With so many civil servants having gone out of their way to keep providing citizens with government services during the pandemic, those who are letting down the side are even more conspicuous in their dereliction.
In the unsettling days of the second half of March 2020, no less, I still received a birth record posted on the 16th of the month, from a registry office in Asturias to which I had sent the request a few days before the entire country was put on lockdown. I fondly remember the small ray of hope its delivery represented amidst so much uncertainty.
And then there are... the others. I'm well aware that in many places, especially large cities, Civil Registry office staff were overwhelmed by the avalanche of recording duties the swelling death toll imposed upon them; in other cases, government agencies simply shut down altogether (I know of a certain office under the Ministry of Justice that only issued documents on one single day between mid-March 2020 and well into June). Almost simultaneously with the request mentioned above, on 10 March I requested a death certificate from the Civil Registry in Malaga city, providing the name and surname of the deceased and the exact date of his death; all from a source of the utmost credibility, his military pension file, the deceased having been an officer.
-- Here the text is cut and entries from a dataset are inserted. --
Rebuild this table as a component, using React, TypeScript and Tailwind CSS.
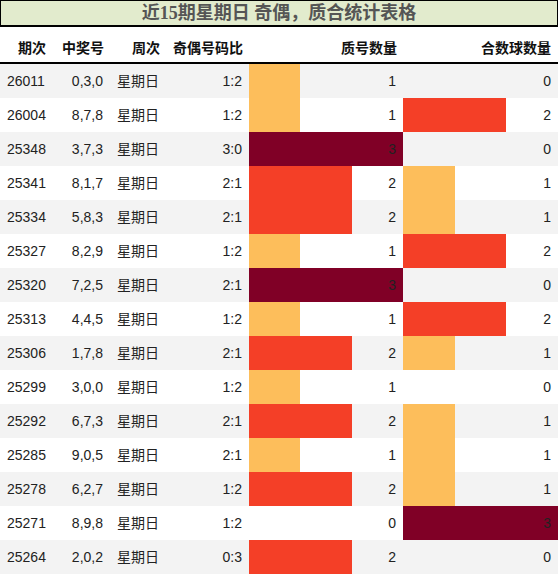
type Row = {
  issue: string;
  nums: string;
  ratio: string;
  prime: number;
  comp: number;
};

const rows: Row[] = [
  { issue: "26011", nums: "0,3,0", ratio: "1:2", prime: 1, comp: 0 },
  { issue: "26004", nums: "8,7,8", ratio: "1:2", prime: 1, comp: 2 },
  { issue: "25348", nums: "3,7,3", ratio: "3:0", prime: 3, comp: 0 },
  { issue: "25341", nums: "8,1,7", ratio: "2:1", prime: 2, comp: 1 },
  { issue: "25334", nums: "5,8,3", ratio: "2:1", prime: 2, comp: 1 },
  { issue: "25327", nums: "8,2,9", ratio: "1:2", prime: 1, comp: 2 },
  { issue: "25320", nums: "7,2,5", ratio: "2:1", prime: 3, comp: 0 },
  { issue: "25313", nums: "4,4,5", ratio: "1:2", prime: 1, comp: 2 },
  { issue: "25306", nums: "1,7,8", ratio: "2:1", prime: 2, comp: 1 },
  { issue: "25299", nums: "3,0,0", ratio: "1:2", prime: 1, comp: 0 },
  { issue: "25292", nums: "6,7,3", ratio: "2:1", prime: 2, comp: 1 },
  { issue: "25285", nums: "9,0,5", ratio: "2:1", prime: 1, comp: 1 },
  { issue: "25278", nums: "6,2,7", ratio: "1:2", prime: 2, comp: 1 },
  { issue: "25271", nums: "8,9,8", ratio: "1:2", prime: 0, comp: 3 },
  { issue: "25264", nums: "2,0,2", ratio: "0:3", prime: 2, comp: 0 },
];

const barColor = ["transparent", "#fdbe5b", "#f43f27", "#800026"];

const cols = "grid grid-cols-[53px_57px_56px_83px_154px_155px]";

function BarCell({ value }: { value: number }) {
  return (
    <div className="relative flex items-center justify-end pr-[7px]">
      {value > 0 && (
        <div
          className="absolute left-0 top-0 bottom-0"
          style={{ width: `${(value / 3) * 100}%`, background: barColor[value] }}
        />
      )}
      <span className="relative">{value}</span>
    </div>
  );
}

export default function App() {
  return (
    <div
      className="w-[558px] h-[575px] overflow-hidden bg-white text-[14px] text-[#222]"
      style={{ fontFamily: '"Liberation Sans", "Noto Sans CJK SC", sans-serif' }}
    >
      <div
        className="h-[27px] border border-b-2 border-black bg-[#e2ebcd] flex items-center justify-center text-[18px] font-bold text-[#555] leading-none"
        style={{ fontFamily: '"Liberation Serif", "Noto Sans CJK SC", serif' }}
      >
        近15期星期日 奇偶，质合统计表格
      </div>

      <div className={`${cols} h-[37px] border-b-2 border-black font-bold text-[#111] pt-2`}>
        <div className="flex items-center justify-end pr-[7px]">期次</div>
        <div className="flex items-center justify-end pr-[6px]">中奖号</div>
        <div className="flex items-center justify-end pr-[6px]">周次</div>
        <div className="flex items-center justify-end pr-[6px]">奇偶号码比</div>
        <div className="flex items-center justify-end pr-[6px]">质号数量</div>
        <div className="flex items-center justify-end pr-[7px]">合数球数量</div>
      </div>

      {rows.map((r, i) => (
        <div
          key={r.issue}
          className={`${cols} h-[34px] ${i % 2 === 0 ? "bg-[#f3f3f3]" : "bg-white"}`}
        >
          <div className="flex items-center pl-[7px]">{r.issue}</div>
          <div className="flex items-center justify-end pr-[7px]">{r.nums}</div>
          <div className="flex items-center pl-[7px]">星期日</div>
          <div className="flex items-center justify-end pr-[7px]">{r.ratio}</div>
          <BarCell value={r.prime} />
          <BarCell value={r.comp} />
        </div>
      ))}
    </div>
  );
}
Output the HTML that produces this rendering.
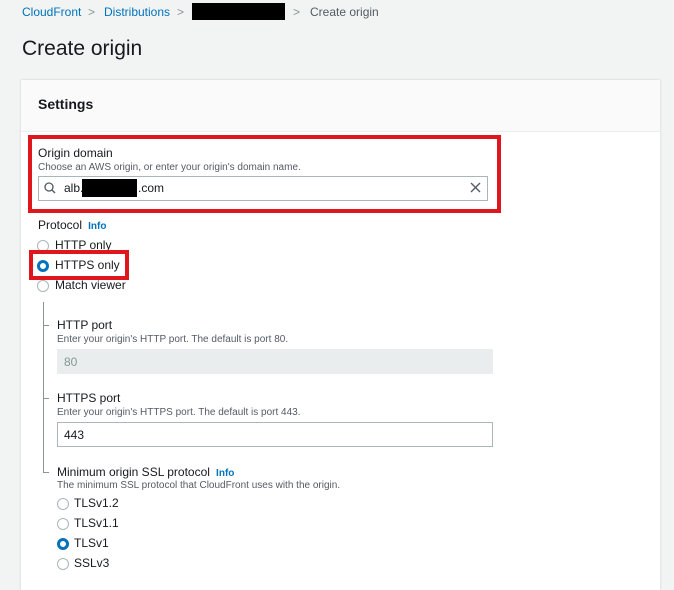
<html><head><style>
body{margin:0;width:674px;height:578px;background:#f2f3f3;font-family:"Liberation Sans",sans-serif;position:relative;overflow:hidden;color:#16191f}
.a{position:absolute;white-space:nowrap}
.bc{font-size:12px;top:5px}
.lab{font-size:12px;color:#16191f}
.d{font-size:10px;color:#545b64}
.r{position:absolute;width:10px;height:10px;border:1px solid #aab7b8;border-radius:50%;background:#fff}
.r.on{border:3px solid #0073bb;width:6px;height:6px}
.rt{font-size:12px;color:#16191f}
.info{color:#0073bb;font-weight:bold;font-size:10px}
</style></head><body>
<div class="a bc" style="left:22px;color:#0073bb">CloudFront</div>
<div class="a bc" style="left:88px;color:#879596">&gt;</div>
<div class="a bc" style="left:104px;color:#0073bb">Distributions</div>
<div class="a bc" style="left:177px;color:#879596">&gt;</div>
<div class="a" style="left:192px;top:3px;width:93px;height:17px;background:#000"></div>
<div class="a bc" style="left:293px;color:#879596">&gt;</div>
<div class="a bc" style="left:310px;color:#545b64">Create origin</div>
<div class="a" style="left:22px;top:37px;font-size:21px">Create origin</div>
<div class="a" style="left:21px;top:80px;width:639px;height:510px;background:#fff;box-shadow:0 0 2px #ccc"></div>
<div class="a" style="left:21px;top:80px;width:639px;height:51px;background:#fafafa;border-bottom:1px solid #eaeded"></div>
<div class="a" style="left:38px;top:96px;font-size:14px;font-weight:bold">Settings</div>
<div class="a" style="left:28px;top:135px;width:465px;height:70px;border:4px solid #e0161e"></div>
<div class="a lab" style="left:38px;top:146px">Origin domain</div>
<div class="a d" style="left:38px;top:162px">Choose an AWS origin, or enter your origin's domain name.</div>
<div class="a" style="left:38px;top:176px;width:448px;height:23px;border:1px solid #aab7b8;background:#fff"></div>
<svg class="a" style="left:44px;top:182px" width="12" height="12" viewBox="0 0 12 12"><circle cx="5" cy="5" r="4" fill="none" stroke="#545b64" stroke-width="1.3"/><path d="M8 8l3 3" stroke="#545b64" stroke-width="1.4"/></svg>
<div class="a" style="left:64px;top:181px;font-size:12px">alb.</div>
<div class="a" style="left:82px;top:179px;width:55px;height:18px;background:#000"></div>
<div class="a" style="left:138px;top:181px;font-size:12px">.com</div>
<svg class="a" style="left:470px;top:182px" width="11" height="11"><path d="M1 1l9 9M10 1l-9 9" stroke="#545b64" stroke-width="1.4"/></svg>
<div class="a lab" style="left:38px;top:218px">Protocol <span class="info">&nbsp;Info</span></div>
<div class="r a" style="left:37px;top:240px"></div><div class="a rt" style="left:55px;top:238px">HTTP only</div>
<div class="a" style="left:29px;top:250px;width:92px;height:22px;border:4px solid #e0161e"></div>
<div class="r a on" style="left:37px;top:260px"></div><div class="a rt" style="left:55px;top:258px">HTTPS only</div>
<div class="r a" style="left:37px;top:280px"></div><div class="a rt" style="left:55px;top:278px">Match viewer</div>
<div class="a" style="left:43px;top:302px;width:1px;height:170px;background:#879596"></div>
<div class="a" style="left:43px;top:325px;width:6px;height:1px;background:#879596"></div>
<div class="a" style="left:43px;top:398px;width:6px;height:1px;background:#879596"></div>
<div class="a" style="left:43px;top:472px;width:6px;height:1px;background:#879596"></div>
<div class="a lab" style="left:57px;top:318px">HTTP port</div>
<div class="a d" style="left:57px;top:334px">Enter your origin's HTTP port. The default is port 80.</div>
<div class="a" style="left:57px;top:349px;width:436px;height:25px;background:#eaeded"></div>
<div class="a" style="left:64px;top:355px;font-size:12px;color:#879596">80</div>
<div class="a lab" style="left:57px;top:391px">HTTPS port</div>
<div class="a d" style="left:57px;top:407px">Enter your origin's HTTPS port. The default is port 443.</div>
<div class="a" style="left:57px;top:422px;width:434px;height:23px;border:1px solid #aab7b8"></div>
<div class="a" style="left:64px;top:428px;font-size:12px">443</div>
<div class="a lab" style="left:57px;top:465px">Minimum origin SSL protocol <span class="info">&nbsp;Info</span></div>
<div class="a d" style="left:57px;top:480px">The minimum SSL protocol that CloudFront uses with the origin.</div>
<div class="r a" style="left:57px;top:498px"></div><div class="a rt" style="left:74px;top:496px">TLSv1.2</div>
<div class="r a" style="left:57px;top:518px"></div><div class="a rt" style="left:74px;top:516px">TLSv1.1</div>
<div class="r a on" style="left:57px;top:538px"></div><div class="a rt" style="left:74px;top:536px">TLSv1</div>
<div class="r a" style="left:57px;top:558px"></div><div class="a rt" style="left:74px;top:556px">SSLv3</div>
</body></html>
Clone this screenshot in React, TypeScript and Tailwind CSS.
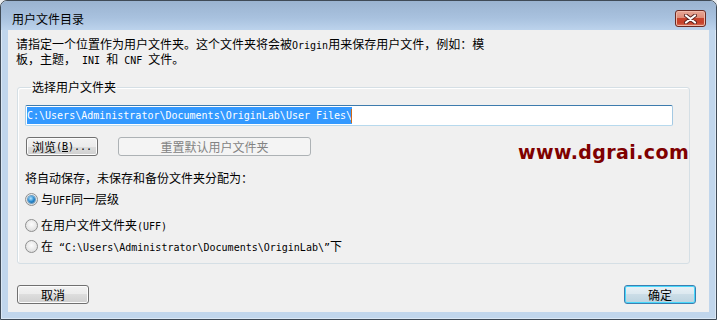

I naïvely assumed that the "New Normal" trumpeted by the government as beginning 21 June would extended to all branches of the civil service and that I would in due course receive the certificate.
What I received at the end of July 2020 was a photocopied form letter summarily dismissing my request. The letter itself is a poorly written hotchpotch of negatives, in the spirit of piling one refusal on top of another, and implies that Judge María Dolores Moreno-Torres Sánchez ordered the Registry not to process any requests 'for genealogical purposes' at all, until further notice. OK, I thought, "new normal" will take a little longer to reach some areas than others. I shuffled this request on to the back burner, more waves of the pandemic came and went, and this April with the end of Spain's State of Emergency in sight - at least, in name - I came to the ridiculous conclusion that a further 9 months' gestation may finally have seen the Civil Registry of Malaga fit to send forth the requested certificate.
Wrong. Another request, another lightning-speed rejection, with an almost identical letter, but one which now makes it clear that they don't even bother to evaluate these requests, since I did NOT ask for a birth certificate (as their letter states) but rather a death certificate, I did NOT tell them why I was requesting it, and I did NOT lack sufficient details for the record to be located. Yet on the mere suspicion that the request may be for genealogical purposes, up pops their rejection form letter, as if incoming requests and outgoing rejections cross in some grotesque revolving door of bureaucratic disdain. Until when?
Given that the Order cited in their letter suggests that requests of this agency are not being evaluated on their individual merits but rather dismissed outright upon receipt, I might wonder if this could constitute prevarication; I'd hate to think it's something even worse, using the pandemic's dead as an excuse not to work.